____ Material provided
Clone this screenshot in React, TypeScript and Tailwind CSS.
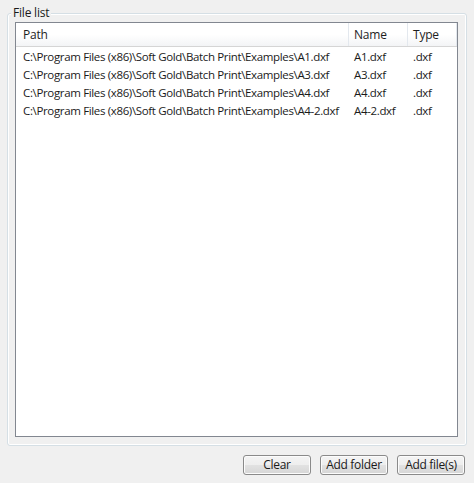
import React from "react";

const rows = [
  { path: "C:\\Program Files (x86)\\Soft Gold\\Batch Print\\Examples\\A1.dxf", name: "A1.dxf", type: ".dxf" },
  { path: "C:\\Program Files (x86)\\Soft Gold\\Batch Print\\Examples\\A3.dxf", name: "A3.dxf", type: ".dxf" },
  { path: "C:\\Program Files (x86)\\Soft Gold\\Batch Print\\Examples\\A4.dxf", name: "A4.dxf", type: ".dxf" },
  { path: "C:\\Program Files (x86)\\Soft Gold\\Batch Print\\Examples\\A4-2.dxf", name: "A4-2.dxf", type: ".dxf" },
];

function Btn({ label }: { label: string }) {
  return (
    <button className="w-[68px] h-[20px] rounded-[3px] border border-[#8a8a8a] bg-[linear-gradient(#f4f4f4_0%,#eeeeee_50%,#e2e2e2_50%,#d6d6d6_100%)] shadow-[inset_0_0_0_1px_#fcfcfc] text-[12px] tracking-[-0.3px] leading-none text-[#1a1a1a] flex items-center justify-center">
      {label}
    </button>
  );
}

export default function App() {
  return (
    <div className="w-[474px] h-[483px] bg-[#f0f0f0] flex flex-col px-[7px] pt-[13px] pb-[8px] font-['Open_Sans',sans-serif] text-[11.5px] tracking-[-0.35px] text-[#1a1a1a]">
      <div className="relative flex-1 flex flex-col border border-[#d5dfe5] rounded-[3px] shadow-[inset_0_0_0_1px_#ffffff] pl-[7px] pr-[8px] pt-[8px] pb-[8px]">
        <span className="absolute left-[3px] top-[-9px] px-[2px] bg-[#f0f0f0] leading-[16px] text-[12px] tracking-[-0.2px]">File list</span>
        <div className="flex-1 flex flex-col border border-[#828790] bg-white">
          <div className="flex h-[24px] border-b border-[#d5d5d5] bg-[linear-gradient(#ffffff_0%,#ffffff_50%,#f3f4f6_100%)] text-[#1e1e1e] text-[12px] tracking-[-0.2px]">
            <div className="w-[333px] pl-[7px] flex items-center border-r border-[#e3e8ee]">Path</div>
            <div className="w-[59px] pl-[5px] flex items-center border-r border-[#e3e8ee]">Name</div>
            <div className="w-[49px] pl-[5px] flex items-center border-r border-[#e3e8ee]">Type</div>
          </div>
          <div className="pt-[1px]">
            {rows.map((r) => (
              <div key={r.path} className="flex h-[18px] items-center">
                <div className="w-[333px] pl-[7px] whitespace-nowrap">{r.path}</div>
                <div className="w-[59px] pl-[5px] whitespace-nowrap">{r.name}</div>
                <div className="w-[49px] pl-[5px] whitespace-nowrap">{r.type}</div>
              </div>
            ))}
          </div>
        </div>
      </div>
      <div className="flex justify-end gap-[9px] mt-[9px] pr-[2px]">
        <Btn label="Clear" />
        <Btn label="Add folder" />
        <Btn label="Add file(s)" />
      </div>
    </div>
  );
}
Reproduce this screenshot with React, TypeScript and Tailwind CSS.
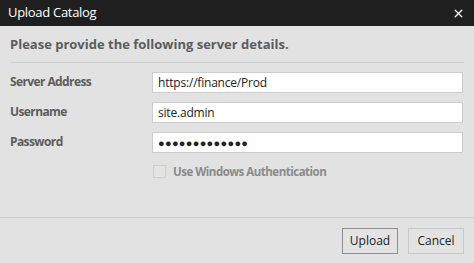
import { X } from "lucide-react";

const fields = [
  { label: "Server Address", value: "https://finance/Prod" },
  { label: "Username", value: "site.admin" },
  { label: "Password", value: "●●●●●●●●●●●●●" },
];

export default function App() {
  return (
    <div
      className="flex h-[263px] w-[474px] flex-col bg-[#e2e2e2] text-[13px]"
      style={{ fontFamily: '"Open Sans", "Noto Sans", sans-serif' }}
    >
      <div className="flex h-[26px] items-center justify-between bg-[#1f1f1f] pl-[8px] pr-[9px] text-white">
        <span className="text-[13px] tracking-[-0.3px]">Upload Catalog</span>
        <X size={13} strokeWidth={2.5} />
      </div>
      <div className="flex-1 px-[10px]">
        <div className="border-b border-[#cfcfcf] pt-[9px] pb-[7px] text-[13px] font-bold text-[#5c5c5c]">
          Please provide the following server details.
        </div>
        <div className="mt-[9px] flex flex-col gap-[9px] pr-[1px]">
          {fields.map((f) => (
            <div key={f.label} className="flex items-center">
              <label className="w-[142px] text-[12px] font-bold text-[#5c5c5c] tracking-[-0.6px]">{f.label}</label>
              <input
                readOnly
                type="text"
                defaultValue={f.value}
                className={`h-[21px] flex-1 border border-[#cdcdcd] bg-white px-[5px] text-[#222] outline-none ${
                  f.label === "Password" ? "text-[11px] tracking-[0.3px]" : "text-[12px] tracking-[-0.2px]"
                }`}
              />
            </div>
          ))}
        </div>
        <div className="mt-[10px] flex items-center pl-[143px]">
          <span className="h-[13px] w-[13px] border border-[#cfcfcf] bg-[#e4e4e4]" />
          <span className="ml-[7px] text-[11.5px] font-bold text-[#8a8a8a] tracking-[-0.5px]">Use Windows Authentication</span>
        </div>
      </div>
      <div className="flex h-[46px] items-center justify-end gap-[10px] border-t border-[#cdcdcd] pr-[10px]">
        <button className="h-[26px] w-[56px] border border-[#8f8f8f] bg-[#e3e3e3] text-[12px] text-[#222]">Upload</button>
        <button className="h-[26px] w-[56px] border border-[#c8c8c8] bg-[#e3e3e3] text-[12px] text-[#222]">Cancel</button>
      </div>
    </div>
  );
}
________
### Exercise instructions
Copy each line of the records precisely and drop any images they hold.

### Output of the task
Clone this screenshot in React, TypeScript and Tailwind CSS.
import React from "react";

const rows = [
  { path: "C:\\Program Files (x86)\\Soft Gold\\Batch Print\\Examples\\A1.dxf", name: "A1.dxf", type: ".dxf" },
  { path: "C:\\Program Files (x86)\\Soft Gold\\Batch Print\\Examples\\A3.dxf", name: "A3.dxf", type: ".dxf" },
  { path: "C:\\Program Files (x86)\\Soft Gold\\Batch Print\\Examples\\A4.dxf", name: "A4.dxf", type: ".dxf" },
  { path: "C:\\Program Files (x86)\\Soft Gold\\Batch Print\\Examples\\A4-2.dxf", name: "A4-2.dxf", type: ".dxf" },
];

function Btn({ label }: { label: string }) {
  return (
    <button className="w-[68px] h-[20px] rounded-[3px] border border-[#8a8a8a] bg-[linear-gradient(#f4f4f4_0%,#eeeeee_50%,#e2e2e2_50%,#d6d6d6_100%)] shadow-[inset_0_0_0_1px_#fcfcfc] text-[12px] tracking-[-0.3px] leading-none text-[#1a1a1a] flex items-center justify-center">
      {label}
    </button>
  );
}

export default function App() {
  return (
    <div className="w-[474px] h-[483px] bg-[#f0f0f0] flex flex-col px-[7px] pt-[13px] pb-[8px] font-['Open_Sans',sans-serif] text-[11.5px] tracking-[-0.35px] text-[#1a1a1a]">
      <div className="relative flex-1 flex flex-col border border-[#d5dfe5] rounded-[3px] shadow-[inset_0_0_0_1px_#ffffff] pl-[7px] pr-[8px] pt-[8px] pb-[8px]">
        <span className="absolute left-[3px] top-[-9px] px-[2px] bg-[#f0f0f0] leading-[16px] text-[12px] tracking-[-0.2px]">File list</span>
        <div className="flex-1 flex flex-col border border-[#828790] bg-white">
          <div className="flex h-[24px] border-b border-[#d5d5d5] bg-[linear-gradient(#ffffff_0%,#ffffff_50%,#f3f4f6_100%)] text-[#1e1e1e] text-[12px] tracking-[-0.2px]">
            <div className="w-[333px] pl-[7px] flex items-center border-r border-[#e3e8ee]">Path</div>
            <div className="w-[59px] pl-[5px] flex items-center border-r border-[#e3e8ee]">Name</div>
            <div className="w-[49px] pl-[5px] flex items-center border-r border-[#e3e8ee]">Type</div>
          </div>
          <div className="pt-[1px]">
            {rows.map((r) => (
              <div key={r.path} className="flex h-[18px] items-center">
                <div className="w-[333px] pl-[7px] whitespace-nowrap">{r.path}</div>
                <div className="w-[59px] pl-[5px] whitespace-nowrap">{r.name}</div>
                <div className="w-[49px] pl-[5px] whitespace-nowrap">{r.type}</div>
              </div>
            ))}
          </div>
        </div>
      </div>
      <div className="flex justify-end gap-[9px] mt-[9px] pr-[2px]">
        <Btn label="Clear" />
        <Btn label="Add folder" />
        <Btn label="Add file(s)" />
      </div>
    </div>
  );
}
Reproduce this screenshot with React, TypeScript and Tailwind CSS.
import { X } from "lucide-react";

const fields = [
  { label: "Server Address", value: "https://finance/Prod" },
  { label: "Username", value: "site.admin" },
  { label: "Password", value: "●●●●●●●●●●●●●" },
];

export default function App() {
  return (
    <div
      className="flex h-[263px] w-[474px] flex-col bg-[#e2e2e2] text-[13px]"
      style={{ fontFamily: '"Open Sans", "Noto Sans", sans-serif' }}
    >
      <div className="flex h-[26px] items-center justify-between bg-[#1f1f1f] pl-[8px] pr-[9px] text-white">
        <span className="text-[13px] tracking-[-0.3px]">Upload Catalog</span>
        <X size={13} strokeWidth={2.5} />
      </div>
      <div className="flex-1 px-[10px]">
        <div className="border-b border-[#cfcfcf] pt-[9px] pb-[7px] text-[13px] font-bold text-[#5c5c5c]">
          Please provide the following server details.
        </div>
        <div className="mt-[9px] flex flex-col gap-[9px] pr-[1px]">
          {fields.map((f) => (
            <div key={f.label} className="flex items-center">
              <label className="w-[142px] text-[12px] font-bold text-[#5c5c5c] tracking-[-0.6px]">{f.label}</label>
              <input
                readOnly
                type="text"
                defaultValue={f.value}
                className={`h-[21px] flex-1 border border-[#cdcdcd] bg-white px-[5px] text-[#222] outline-none ${
                  f.label === "Password" ? "text-[11px] tracking-[0.3px]" : "text-[12px] tracking-[-0.2px]"
                }`}
              />
            </div>
          ))}
        </div>
        <div className="mt-[10px] flex items-center pl-[143px]">
          <span className="h-[13px] w-[13px] border border-[#cfcfcf] bg-[#e4e4e4]" />
          <span className="ml-[7px] text-[11.5px] font-bold text-[#8a8a8a] tracking-[-0.5px]">Use Windows Authentication</span>
        </div>
      </div>
      <div className="flex h-[46px] items-center justify-end gap-[10px] border-t border-[#cdcdcd] pr-[10px]">
        <button className="h-[26px] w-[56px] border border-[#8f8f8f] bg-[#e3e3e3] text-[12px] text-[#222]">Upload</button>
        <button className="h-[26px] w-[56px] border border-[#c8c8c8] bg-[#e3e3e3] text-[12px] text-[#222]">Cancel</button>
      </div>
    </div>
  );
}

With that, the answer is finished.